First, we normally buy a nice car to enjoy it. So that comes first. Drive it the way that makes driving pleasant for you.

Now about hypermiling. The higher kW load you put on the electrics in either direction the more kWh is consumed as heat and the more cooling is used. A fast charge or discharge loses more power per mile. On paper it would seem blasting off from 0 to 50 mph then max regen back to 0 would cover distance at a faster average speed, hence save power, but I've seen the opposite. It's not huge like a gas car, but it's there.

So keeping the rate of acceleration and deceleration low improves range. For many drivers, it's easier to keep the regen peak down by using low regen augmented by the brake only if necessary. This also keeps you looking further ahead, so you decel earlier and accel more gradual.
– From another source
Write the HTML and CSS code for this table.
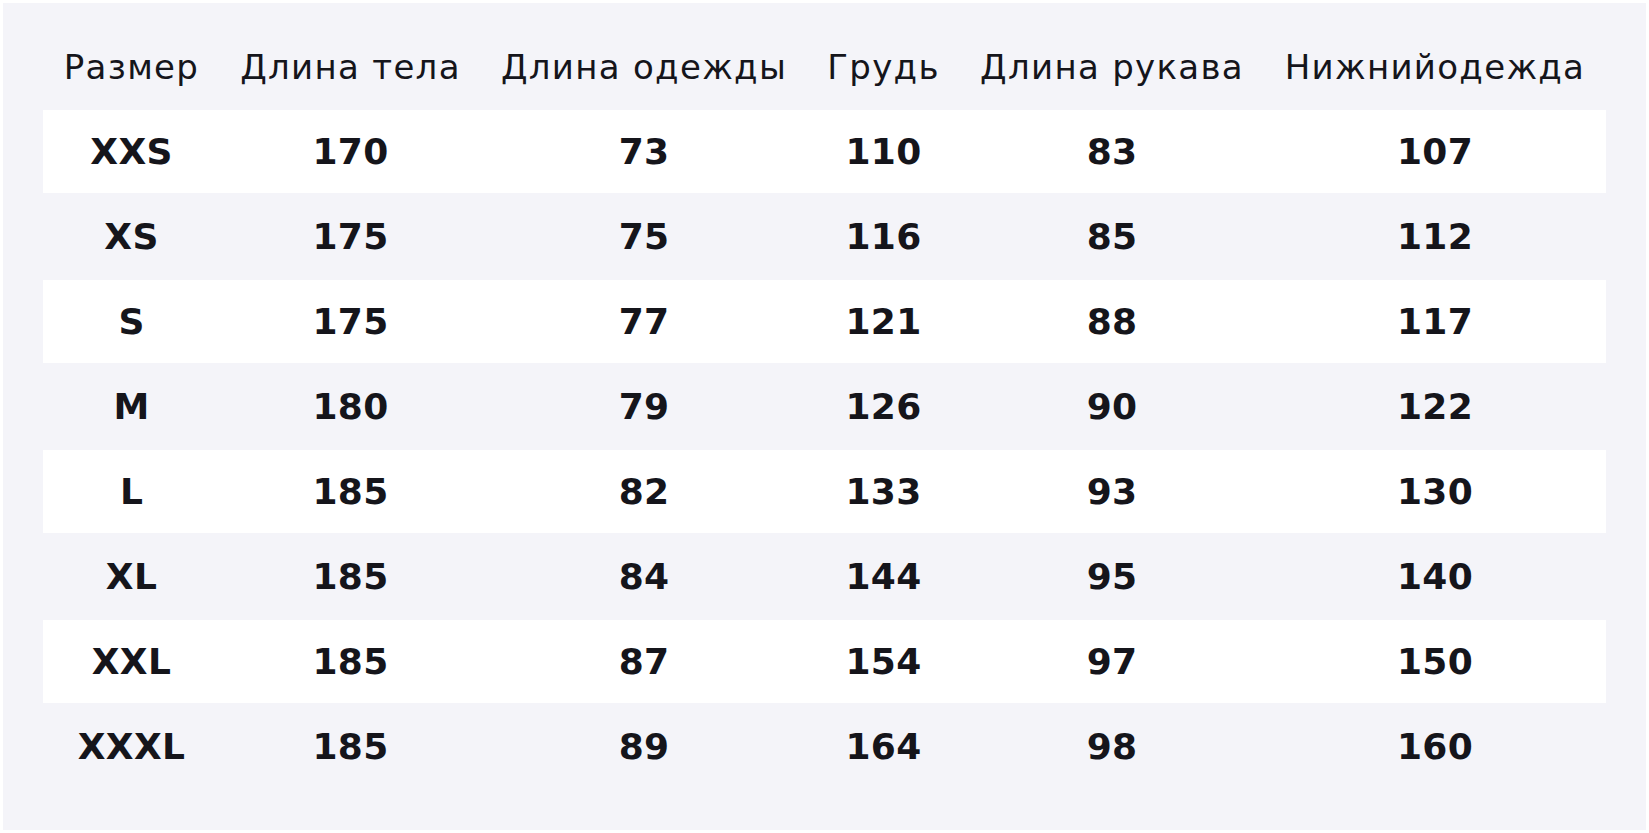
FILE: index.html
```html
<!DOCTYPE html>
<html lang="ru">
<head>
<meta charset="utf-8">
<title>Размеры</title>
<link rel="stylesheet" href="styles.css">
</head>
<body>
<div class="panel">
<table class="sizes">
<colgroup>
<col class="c1"><col class="c2"><col class="c3"><col class="c4"><col class="c5"><col class="c6">
</colgroup>
<thead>
<tr><th>Размер</th><th>Длина тела</th><th>Длина одежды</th><th>Грудь</th><th>Длина рукава</th><th>Нижнийодежда</th></tr>
</thead>
<tbody>
<tr><td>XXS</td><td>170</td><td>73</td><td>110</td><td>83</td><td>107</td></tr>
<tr><td>XS</td><td>175</td><td>75</td><td>116</td><td>85</td><td>112</td></tr>
<tr><td>S</td><td>175</td><td>77</td><td>121</td><td>88</td><td>117</td></tr>
<tr><td>M</td><td>180</td><td>79</td><td>126</td><td>90</td><td>122</td></tr>
<tr><td>L</td><td>185</td><td>82</td><td>133</td><td>93</td><td>130</td></tr>
<tr><td>XL</td><td>185</td><td>84</td><td>144</td><td>95</td><td>140</td></tr>
<tr><td>XXL</td><td>185</td><td>87</td><td>154</td><td>97</td><td>150</td></tr>
<tr><td>XXXL</td><td>185</td><td>89</td><td>164</td><td>98</td><td>160</td></tr>
</tbody>
</table>
</div>
</body>
</html>
```
FILE: styles.css
```css
html, body {
  background: #ffffff;
}
body {
  margin: 3px;
  font-family: "DejaVu Sans", Verdana, sans-serif;
  color: #15151b;
}
.panel {
  background: #f4f4f9;
  padding: 38px 40px 40px;
}
.sizes {
  width: 100%;
  table-layout: fixed;
  border-collapse: separate;
  border-spacing: 0 2px;
}
.c1 { width: 177px; }
.c2 { width: 261px; }
.c3 { width: 326px; }
.c4 { width: 153px; }
.c5 { width: 304px; }
.c6 { width: 342px; }
.sizes th {
  font-weight: normal;
  font-size: 34px;
  letter-spacing: 1.3px;
  line-height: 40px;
  height: 65px;
  padding: 0;
  vertical-align: top;
  box-sizing: border-box;
  padding-top: 4px;
  text-align: center;
  white-space: nowrap;
}
.sizes td {
  font-weight: bold;
  font-size: 36px;
  letter-spacing: 0.3px;
  height: 83px;
  padding: 0;
  text-align: center;
  vertical-align: middle;
}
.sizes tbody tr:nth-child(odd) td {
  background: #ffffff;
}
```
The brake pedal regens at first, until you run out of regen capacity, then it uses the friction brakes. The friction brakes appear to always be in use at very low speed, say under 4 mph, so try to avoid complete stops.

Note: You will hear the exact opposite, and you will hear it doesn't make a difference. I base this on trying to achieve maximum miles per kWh in a car with a smaller battery that I can run empty since it has a gasoline generator should I run short. And when I tried to hypermile the I-Pace, I saw a similar effect, but I can't run it 'dry' too often.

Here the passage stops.